*INSTRUCTION*. Go through the material and tally the lines containing the string "components". Give the total alone.

#### DATASET CONTENT ####

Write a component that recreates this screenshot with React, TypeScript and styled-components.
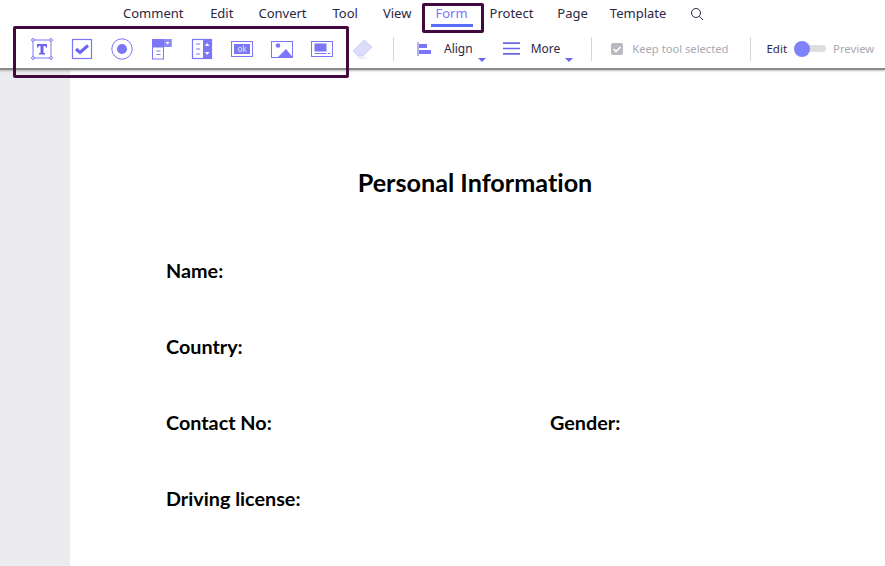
import React from "react";
import styled, { createGlobalStyle } from "styled-components";

const accent = "#7b76f5";
const accentDark = "#6a64f0";

const GlobalStyle = createGlobalStyle`
  html, body {
    margin: 0;
    padding: 0;
    background: #fff;
  }
  body {
    font-family: "Noto Sans", "Open Sans", sans-serif;
  }
`;

const Screen = styled.div`
  position: relative;
  width: 885px;
  height: 566px;
  overflow: hidden;
`;

const Header = styled.header`
  position: relative;
  height: 68px;
  background: #fff;
  border-bottom: 2px solid #8a8a8a;
  box-shadow: 0 1px 2px rgba(0, 0, 0, 0.25);
`;

const Nav = styled.nav`
  display: flex;
  align-items: center;
  height: 27px;
  padding-left: 123px;
  gap: 22px;
`;

const NavItem = styled.span<{ $active?: boolean; $after: number }>`
  position: relative;
  font-size: 13px;
  line-height: 27px;
  margin-right: ${(p) => p.$after}px;
  color: ${(p) => (p.$active ? accent : "#2b2645")};
  ${(p) =>
    p.$active &&
    `&::after {
      content: "";
      position: absolute;
      left: -4px;
      right: -5px;
      bottom: 0;
      height: 3px;
      background: #5b6cf5;
    }`}
`;

const Toolbar = styled.div`
  display: flex;
  align-items: center;
  box-sizing: border-box;
  height: 41px;
  padding: 2px 0 0 31px;
`;

const ToolGroup = styled.div`
  display: flex;
  align-items: center;
  gap: 18px;
`;

const ToolIcon = styled.svg<{ $size?: number }>`
  display: block;
  width: ${(p) => p.$size ?? 22}px;
  height: ${(p) => p.$size ?? 22}px;
  flex: none;
`;

const Divider = styled.div<{ $left: number; $right: number }>`
  width: 1px;
  height: 24px;
  background: #d5d5dc;
  margin: 0 ${(p) => p.$right}px 0 ${(p) => p.$left}px;
  flex: none;
`;

const ActionButton = styled.div`
  position: relative;
  display: flex;
  align-items: center;
  gap: 11px;
  font-size: 12px;
  color: #2b2645;
  margin-right: 30px;
  &::after {
    content: "";
    position: absolute;
    right: -13px;
    bottom: -5px;
    border-left: 4px solid transparent;
    border-right: 4px solid transparent;
    border-top: 4px solid ${accentDark};
  }
`;

const KeepOption = styled.div`
  display: flex;
  align-items: center;
  gap: 9px;
  font-size: 11.2px;
  color: #a9a9b2;
`;

const ModeSwitch = styled.div`
  display: flex;
  align-items: center;
  gap: 7px;
  font-size: 11.5px;
  color: #2b2645;
`;

const PreviewLabel = styled.span`
  font-size: 11.3px;
  color: #a9a9b2;
`;

const SwitchTrack = styled.div`
  position: relative;
  width: 32px;
  height: 7px;
  border-radius: 4px;
  background: #dedee2;
`;

const SwitchThumb = styled.div`
  position: absolute;
  left: 0;
  top: -4.5px;
  width: 16px;
  height: 16px;
  border-radius: 50%;
  background: #7f82fa;
`;

const Workspace = styled.main`
  display: grid;
  grid-template-columns: 70px 1fr;
  height: 496px;
`;

const Sidebar = styled.aside`
  background: #ebebf0;
`;

const Sheet = styled.section`
  background: #fff;
  padding: 96px 0 0 96px;
  font-family: Lato, Carlito, sans-serif;
  font-variant-ligatures: none;
  color: #000;
`;

const Title = styled.h1`
  margin: 0 0 58px;
  width: 618px;
  text-align: center;
  font-size: 25.2px;
  line-height: 32px;
  font-weight: 700;
`;

const FieldRow = styled.div`
  display: flex;
  height: 76px;
  font-size: 19.8px;
  line-height: 28px;
  font-weight: 700;
`;

const FieldLabel = styled.div`
  width: 384px;
`;

const Highlight = styled.div`
  position: absolute;
  border: 3px solid #42093f;
  border-radius: 2px;
  box-sizing: border-box;
  pointer-events: none;
`;

const FormHighlight = styled(Highlight)`
  left: 422px;
  top: 3px;
  width: 62px;
  height: 30px;
`;

const ToolsHighlight = styled(Highlight)`
  left: 13px;
  top: 26px;
  width: 336px;
  height: 52px;
`;

const navItems = [
  { name: "Comment", after: 4.7 },
  { name: "Edit", after: 3 },
  { name: "Convert", after: 4 },
  { name: "Tool", after: 3 },
  { name: "View", after: 2 },
  { name: "Form", after: 0 },
  { name: "Protect", after: 2 },
  { name: "Page", after: 0 },
  { name: "Template", after: 2 },
];

const tools = [
  <>
    <rect x="2" y="2" width="18" height="18" fill="none" stroke={accent} strokeWidth="1" />
    <g fill="#fff" stroke={accent} strokeWidth="1">
      <circle cx="2" cy="2" r="1.4" />
      <circle cx="20" cy="2" r="1.4" />
      <circle cx="2" cy="20" r="1.4" />
      <circle cx="20" cy="20" r="1.4" />
    </g>
    <path d="M6 6h10v3.5h-1.5V8h-2v7H14v1.5H8V15h1.5V8h-2v1.5H6z" fill={accentDark} />
  </>,
  <>
    <rect x="1.5" y="1.5" width="19" height="19" fill="none" stroke={accent} strokeWidth="1.2" />
    <path d="M5 11l4 3.5 8-7" fill="none" stroke={accentDark} strokeWidth="3" />
  </>,
  <>
    <circle cx="11" cy="11" r="10.2" fill="none" stroke={accent} strokeWidth="1" />
    <circle cx="11" cy="11" r="5" fill={accent} />
  </>,
  <>
    <rect x="1.5" y="9" width="11" height="12" fill="none" stroke={accent} strokeWidth="1" />
    <rect x="1" y="1" width="19.5" height="8" fill={accent} />
    <rect x="13" y="1" width="7.5" height="8" fill="#8f8cf7" />
    <path d="M14.5 4h4L16.5 6.5z" fill="#fff" />
    <path d="M5.5 13h4M5.5 16.5h4" stroke={accent} strokeWidth="1" />
  </>,
  <>
    <rect x="1.5" y="1.5" width="19" height="19" fill="none" stroke={accent} strokeWidth="1.2" />
    <rect x="12" y="1.5" width="8.5" height="19" fill={accent} />
    <path d="M5 6h4M5 11h4M5 16h4" stroke={accent} strokeWidth="1" />
    <path d="M16.2 5l2.3 3h-4.6zM16.2 17l-2.3-3h4.6z" fill="#fff" />
  </>,
  <>
    <rect x="0.5" y="3.5" width="21" height="15" fill="none" stroke={accent} strokeWidth="1" />
    <rect x="3" y="6" width="16" height="10" fill={accent} />
    <text x="11" y="13.5" textAnchor="middle" fontSize="8" fill="#e4e4ff">
      ok
    </text>
  </>,
  <>
    <rect x="0.5" y="3.5" width="21" height="16" fill="none" stroke={accent} strokeWidth="1" />
    <circle cx="7" cy="7.5" r="2.3" fill={accent} />
    <path d="M7 19l8-8 6.5 8z" fill={accent} />
  </>,
  <>
    <rect x="0.5" y="3.5" width="21" height="15" fill="none" stroke={accent} strokeWidth="1" />
    <rect x="3.5" y="5.5" width="12" height="8" fill={accent} />
    <path d="M3.5 15.5h12M17 15.5h2" stroke={accent} strokeWidth="1" />
  </>,
];

const rows = [["Name:"], ["Country:"], ["Contact No:", "Gender:"], ["Driving license:"]];

export default function App() {
  return (
    <Screen>
      <GlobalStyle />
      <Header>
        <Nav>
          {navItems.map(({ name, after }) => (
            <NavItem key={name} $after={after} $active={name === "Form"}>
              {name}
            </NavItem>
          ))}
          <ToolIcon $size={14} viewBox="0 0 14 14">
            <circle cx="6" cy="6" r="4.5" fill="none" stroke="#2b2645" strokeWidth="1" />
            <path d="M9.3 9.3L13 13" stroke="#2b2645" strokeWidth="1" />
          </ToolIcon>
        </Nav>
        <Toolbar>
          <ToolGroup>
            {tools.map((tool, index) => (
              <ToolIcon key={index} viewBox="0 0 22 22">
                {tool}
              </ToolIcon>
            ))}
            <ToolIcon viewBox="0 0 22 22">
              <path d="M2 13L13 2l8 7-9 9H7z" fill="#dcdcfb" stroke="#cfcff7" strokeWidth="1" />
              <path d="M6 20h10" stroke="#dcdcfb" strokeWidth="1" />
            </ToolIcon>
          </ToolGroup>
          <Divider $left={20} $right={23} />
          <ActionButton>
            <ToolIcon $size={16} viewBox="0 0 16 16">
              <path d="M1 1v14" stroke={accentDark} strokeWidth="1" />
              <path d="M2 3h8v4H2zM2 9h12v4H2z" fill={accent} />
            </ToolIcon>
            Align
          </ActionButton>
          <ActionButton>
            <ToolIcon $size={17} viewBox="0 0 16 16">
              <path d="M0 3h16M0 8h16M0 13h16" stroke={accentDark} strokeWidth="1.6" />
            </ToolIcon>
            More
          </ActionButton>
          <Divider $left={1} $right={19} />
          <KeepOption>
            <ToolIcon $size={12} viewBox="0 0 12 12">
              <rect width="12" height="12" rx="2" fill="#b9b9c2" />
              <path d="M2.5 6l2.5 2.5 4.5-4.5" fill="none" stroke="#fff" strokeWidth="1.6" />
            </ToolIcon>
            Keep tool selected
          </KeepOption>
          <Divider $left={22} $right={15} />
          <ModeSwitch>
            Edit
            <SwitchTrack>
              <SwitchThumb />
            </SwitchTrack>
            <PreviewLabel>Preview</PreviewLabel>
          </ModeSwitch>
        </Toolbar>
      </Header>
      <Workspace>
        <Sidebar />
        <Sheet>
          <Title>Personal Information</Title>
          {rows.map((cells) => (
            <FieldRow key={cells[0]}>
              {cells.map((label) => (
                <FieldLabel key={label}>{label}</FieldLabel>
              ))}
            </FieldRow>
          ))}
        </Sheet>
      </Workspace>
      <FormHighlight />
      <ToolsHighlight />
    </Screen>
  );
}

####

*COMPLETE ANSWER*. 2